Paddles can have energy but what ever energy they have was generated by people power unless you burn them. Then you release the energy of the sun stored in the wood and the chemicals that made the rubber.
There is a lot TT mysticism and mythology and very little has been critically analyed.
mystical TT
Submitted by TT energy on 24 December 2011 - 6:50am.Awesome stuff Pnatchwey, this is exactly what I am looking for.
I hope you don't mind I will be copy pasting parts of what you have wrote up into the opening page. Your comments serve as my reference (I'm not stealing your ideas, you can see where they come from below.)
This is exciting!
when brushing and the ball is stretching the topsheet
Submitted by TT energy on 24 December 2011 - 11:46am.Ok Pnatchwey, we agree to a loss when flat hitting.
But when at angle say just blocking, I believe that 05 has the highest ability to make the ball go up.
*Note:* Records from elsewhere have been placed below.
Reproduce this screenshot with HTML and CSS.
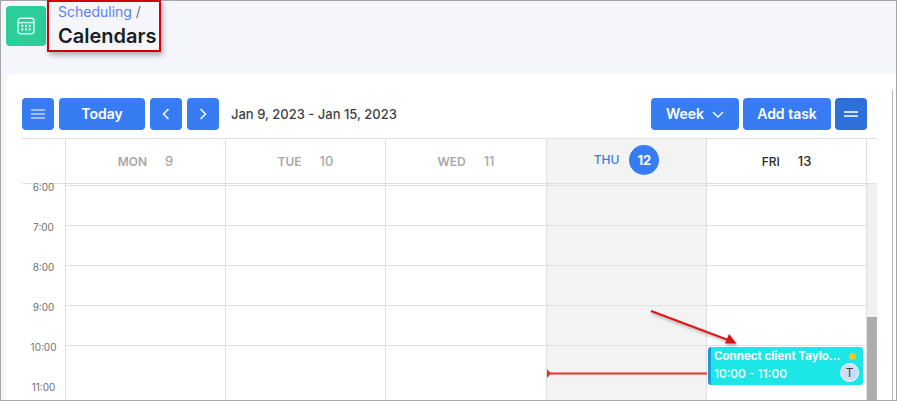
FILE: index.html
```html
<!DOCTYPE html>
<html lang="en">
<head>
<meta charset="utf-8">
<title>Calendars</title>
<link rel="stylesheet" href="styles.css">
</head>
<body>
<div class="frame">
  <header class="page-head">
    <div class="app-icon">
      <svg width="18" height="18" viewBox="0 0 18 18" fill="none" stroke="#d8fff2" stroke-width="1.4">
        <rect x="1" y="1.2" width="16" height="15.6" rx="2.5"/>
        <path d="M1 5.6h16"/>
        <g fill="#fff" stroke="none">
          <rect x="4.3" y="7.8" width="2" height="2"/><rect x="8" y="7.8" width="2" height="2"/><rect x="11.7" y="7.8" width="2" height="2"/>
          <rect x="4.3" y="11.4" width="2" height="2"/><rect x="8" y="11.4" width="2" height="2"/><rect x="11.7" y="11.4" width="2" height="2"/>
        </g>
      </svg>
    </div>
    <div class="crumbs">
      <div class="crumb-line"><a class="crumb-link">Scheduling</a> <span class="crumb-sep">/</span></div>
      <h1 class="page-title">Calendars</h1>
    </div>
  </header>
  <main class="card">
    <div class="toolbar">
      <button class="btn btn-square">
        <svg width="14" height="12" viewBox="0 0 14 12" stroke="#fff" stroke-width="1.2"><path d="M0 2h14M0 6h14M0 10h14"/></svg>
      </button>
      <button class="btn btn-today">Today</button>
      <button class="btn btn-square">
        <svg width="8" height="12" viewBox="0 0 8 12" fill="none" stroke="#fff" stroke-width="1.5"><path d="M6.500 1 1.500 6l5 5"/></svg>
      </button>
      <button class="btn btn-square">
        <svg width="8" height="12" viewBox="0 0 8 12" fill="none" stroke="#fff" stroke-width="1.5"><path d="M1.500 1l5 5-5 5"/></svg>
      </button>
      <span class="range">Jan 9, 2023 - Jan 15, 2023</span>
      <span class="spacer"></span>
      <button class="btn btn-week">Week
        <svg width="12" height="7" viewBox="0 0 12 7" fill="none" stroke="#fff" stroke-width="1.4"><path d="M1 1l5 5 5-5"/></svg>
      </button>
      <button class="btn btn-add">Add task</button>
      <button class="btn btn-square btn-dark">
        <svg class="icon-up" width="14" height="6" viewBox="0 0 14 6" stroke="#fff" stroke-width="1.3"><path d="M0 1h14M0 5h14"/></svg>
      </button>
    </div>
    <div class="calendar">
      <div class="week-head">
        <div class="gutter-head"></div>
        <div class="day-head muted"><span>MON</span><span class="num">9</span></div>
        <div class="day-head muted"><span>TUE</span><span class="num">10</span></div>
        <div class="day-head muted"><span>WED</span><span class="num">11</span></div>
        <div class="day-head today"><span>THU</span><span class="today-num">12</span></div>
        <div class="day-head fri"><span>FRI</span><span class="num">13</span></div>
        <div class="head-end"></div>
      </div>
      <div class="week-body">
        <div class="times">
          <div class="time">6:00</div>
          <div class="time">7:00</div>
          <div class="time">8:00</div>
          <div class="time">9:00</div>
          <div class="time">10:00</div>
          <div class="time">11:00</div>
        </div>
        <div class="col"><div class="slot"></div><div class="slot"></div><div class="slot"></div><div class="slot"></div><div class="slot"></div></div>
        <div class="col"><div class="slot"></div><div class="slot"></div><div class="slot"></div><div class="slot"></div><div class="slot"></div></div>
        <div class="col"><div class="slot"></div><div class="slot"></div><div class="slot"></div><div class="slot"></div><div class="slot"></div></div>
        <div class="col col-today"><div class="slot"></div><div class="slot"></div><div class="slot"></div><div class="slot"></div><div class="slot"></div></div>
        <div class="col"><div class="slot"></div><div class="slot"></div><div class="slot"></div><div class="slot"></div><div class="slot"></div></div>
        <div class="scroll"><div class="thumb"></div></div>
      </div>
    </div>
  </main>
  <div class="event">
    <div class="event-row"><span class="event-title">Connect client Taylo...</span><span class="event-dot"></span></div>
    <div class="event-row"><span class="event-time">10:00 - 11:00</span><span class="avatar">T</span></div>
  </div>
  <div class="edge-line"></div>
  <svg class="annot" width="897" height="401" viewBox="0 0 897 401">
    <defs><filter id="s" x="-20%" y="-50%" width="140%" height="200%"><feDropShadow dx="1" dy="2" stdDeviation="1.500" flood-color="#000" flood-opacity=".3"/></filter></defs>
    <g filter="url(#s)">
      <path d="M651 311 728 340" stroke="#d81414" stroke-width="2" fill="none"/>
      <path d="M736.500 343.500 725 343.500 729 334z" fill="#d81414"/>
    </g>
    <path d="M707 373.500H549" stroke="#e5352c" stroke-width="2"/>
    <path d="M547 369 551 373.500 547 378z" fill="#e5352c"/>
  </svg>
</div>
</body>
</html>
```
FILE: styles.css
```css
* { box-sizing: border-box; }
html, body { margin: 0; padding: 0; }
body { font-family: Inter, "Liberation Sans", sans-serif; background: #fff; }
.frame {
  position: relative;
  width: 897px;
  height: 401px;
  box-shadow: inset 0 0 0 1px #a6a6a6;
  background: #f5f6fb;
  overflow: hidden;
}
.page-head { display: flex; height: 74px; padding: 6px 0 0 6px; align-items: flex-start; }
.app-icon {
  width: 40px; height: 40px; border-radius: 4px; background: #2bcd98;
  display: flex; align-items: center; justify-content: center;
}
.crumbs {
  margin: -6px 0 0 1px;
  width: 114px; height: 52px;
  border: 2px solid #d0000c;
  box-shadow: 2px 3px 5px rgba(0,0,0,.3);
  padding: 0 0 0 9px;
}
.crumb-line { font-size: 14px; line-height: 20px; color: #6b7280; }
.crumb-link { color: #5b80f0; }
.page-title { margin: 2px 0 0; font-size: 20px; line-height: 24px; font-weight: 600; color: #1a1d24; }
.card {
  margin: 0 1px 0 6px; height: 326px; overflow: hidden;
  background: #fff; border-radius: 8px 0 0 0;
  padding: 24px 0 0 16px;
}
.toolbar { display: flex; align-items: center; width: 845px; height: 32px; gap: 5px; }
.btn {
  height: 32px; border: 0; border-radius: 4px; background: #387cf4; color: #fff;
  font: 600 14px/20px Inter, "Liberation Sans", sans-serif;
  display: flex; align-items: center; justify-content: center; padding: 0;
}
.btn-square { width: 32px; }
.btn-today { width: 86px; }
.btn-week { width: 88px; gap: 8px; }
.btn-add { width: 88px; margin-left: -1px; }
.btn-dark { background: #2f6fd8; margin-left: -1px; padding-bottom: 1px; }
.range { margin-left: 7px; font-size: 13px; font-weight: 500; color: #3c3f46; }
.spacer { flex: 1; }
.calendar { margin-top: 8px; width: 855px; }
.week-head { display: flex; height: 46px; border-top: 1px solid #e0e0e0; border-bottom: 1px solid #e0e0e0; }
.gutter-head { width: 44px; border-right: 1px solid #e0e0e0; }
.day-head {
  width: 160px; border-right: 1px solid #e0e0e0;
  display: flex; align-items: center; justify-content: center; gap: 18px;
  font-size: 12px; font-weight: 600;
}
.day-head:nth-child(4) { width: 161px; }
.day-head .num { font-size: 13px; font-weight: 500; }
.muted { color: #a8a8a8; }
.today { background: #f3f3f3; color: #387cf4; gap: 10px; padding-bottom: 3px; font-weight: 500; }
.today-num {
  width: 30px; height: 30px; border-radius: 50%; background: #387cf4; color: #fff;
  display: flex; align-items: center; justify-content: center; font-size: 13px; font-weight: 700;
}
.fri { color: #2b2b2b; font-weight: 500; }
.head-end { width: 10px; }
.week-body { display: flex; height: 216px; }
.times { width: 44px; border-right: 1px solid #e0e0e0; font-size: 10px; color: #707070; }
.time { height: 40px; text-align: center; line-height: 14px; }
.time:first-child { margin-top: -4px; }
.col { width: 160px; border-right: 1px solid #e0e0e0; overflow: hidden; }
.col:nth-child(4) { width: 161px; }
.col-today { background: #f3f3f3; }
.slot { height: 40px; border-top: 1px solid #e0e0e0; }
.slot:first-child { margin-top: 1px; }
.scroll { width: 10px; background: #f1f1f1; position: relative; }
.thumb { position: absolute; left: 0; right: 0; top: 133px; height: 90px; background: #adadad; }
.event {
  position: absolute; left: 708px; top: 347px; width: 155px; height: 38px;
  background: #1de6e6; border-left: 3px solid #1a9ad6; border-radius: 3px;
  color: #fff; padding: 2px 4px 0 3px;
}
.event-row { display: flex; justify-content: space-between; align-items: center; }
.event-title { font-size: 11.500px; font-weight: 700; line-height: 14px; white-space: nowrap; }
.event-dot { flex: none; width: 7px; height: 7px; border-radius: 50%; background: #fcc419; margin-right: 3px; }
.event-time { font-size: 12px; font-weight: 500; line-height: 18px; margin-top: 2px; }
.avatar {
  flex: none; margin-top: -1px;
  width: 19px; height: 19px; border-radius: 50%; background: #cfdcf5; color: #444;
  border: 1px solid #fff; font-size: 12px; display: flex; align-items: center; justify-content: center;
}
.edge-line { position: absolute; left: 892px; top: 90px; bottom: 0; width: 1px; background: #b8b8b8; }
.annot { position: absolute; left: 0; top: 0; pointer-events: none; }
```
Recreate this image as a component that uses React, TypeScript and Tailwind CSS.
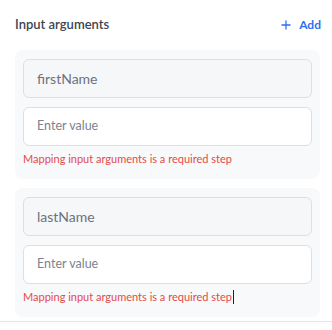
import { Plus } from "lucide-react"

const args = [
  { name: "firstName", caret: false },
  { name: "lastName", caret: true },
]

function ArgumentCard({ name, caret }: { name: string; caret: boolean }) {
  return (
    <div className="rounded-lg bg-[#f8f9fb] px-2 pt-[9px] pb-[13px]">
      <div className="flex h-[39px] items-center rounded-md border border-[#dcdfe5] bg-[#f6f7f9] px-[13px] text-[14px] text-[#6b7280]">
        {name}
      </div>
      <div className="mt-[9px] flex h-[39px] items-center rounded-md border border-[#dcdfe5] bg-white px-[13px] text-[12.5px] text-[#7c8290]">
        Enter value
      </div>
      <p className="mt-[6px] flex items-center text-[11px] leading-[14px] text-[#e34a4a]">
        Mapping input arguments is a required step
        {caret && <span className="ml-px inline-block h-[14px] w-px bg-[#222]" />}
      </p>
    </div>
  )
}

export default function App() {
  return (
    <div className="h-[330px] w-[332px] bg-white font-['Lato',sans-serif]">
      <div className="flex items-center justify-between pl-[15px] pr-[11px] pt-[15px]">
        <h2 className="text-[13px] font-semibold text-[#3d4452]">Input arguments</h2>
        <button className="flex items-center gap-[6px] text-[12px] font-bold text-[#2f6fed]">
          <Plus size={14} strokeWidth={2.2} />
          Add
        </button>
      </div>
      <div className="mt-[15px] flex flex-col gap-[9px] pl-[15px] pr-[12px]">
        {args.map((a) => (
          <ArgumentCard key={a.name} name={a.name} caret={a.caret} />
        ))}
      </div>
      <div className="mt-[4px] border-t border-[#e5e7eb]" />
    </div>
  )
}
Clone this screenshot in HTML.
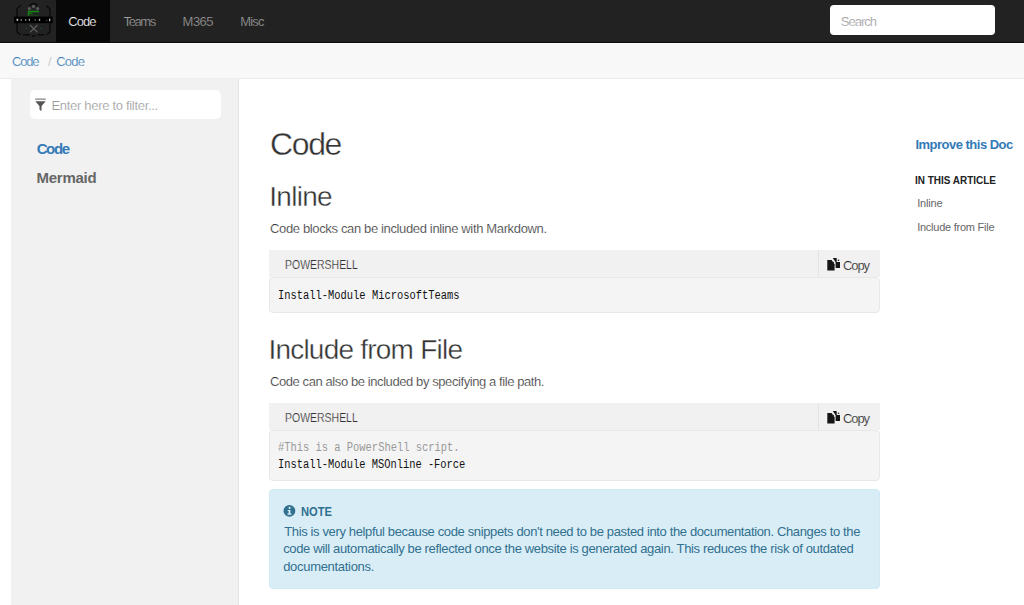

I am avoiding throw angle as you hate it but I don't know how to say it.
If you give me a topspin ball and I angle my bat to get it to go over the net there is nothing that catches the ball sending it back with the most amount of reversed spin and speed that I know of.
Tacky chinese rubber absorb so much energy in both the tack and deadness of sponge, not only that the angle you can contact to counter is much finer. I find it excellent when you have perfect stroke but everything else you are behind the eight ball.
It is very likely to just slip off the surface even though it is tacky
Post it. I encourage it.
Submitted by pnachtwey on 24 December 2011 - 1:08pm.There have been others that have posted links to TT documents but I think they posted the a link to the data without understanding. In no case has a thicker rubber been documented to be faster than a thinner rubber. Tacky topsheets make the rubber even slower.
There is no way anybody can argue with the newspaper analogy.
If hitting the ball at a 45 degree up swing then the forward motion is the sine(45 degress)=0.707 of the paddle speed. The same goes for the vertical motion. Losing 29% is a lot to lose compared to simply flat hitting.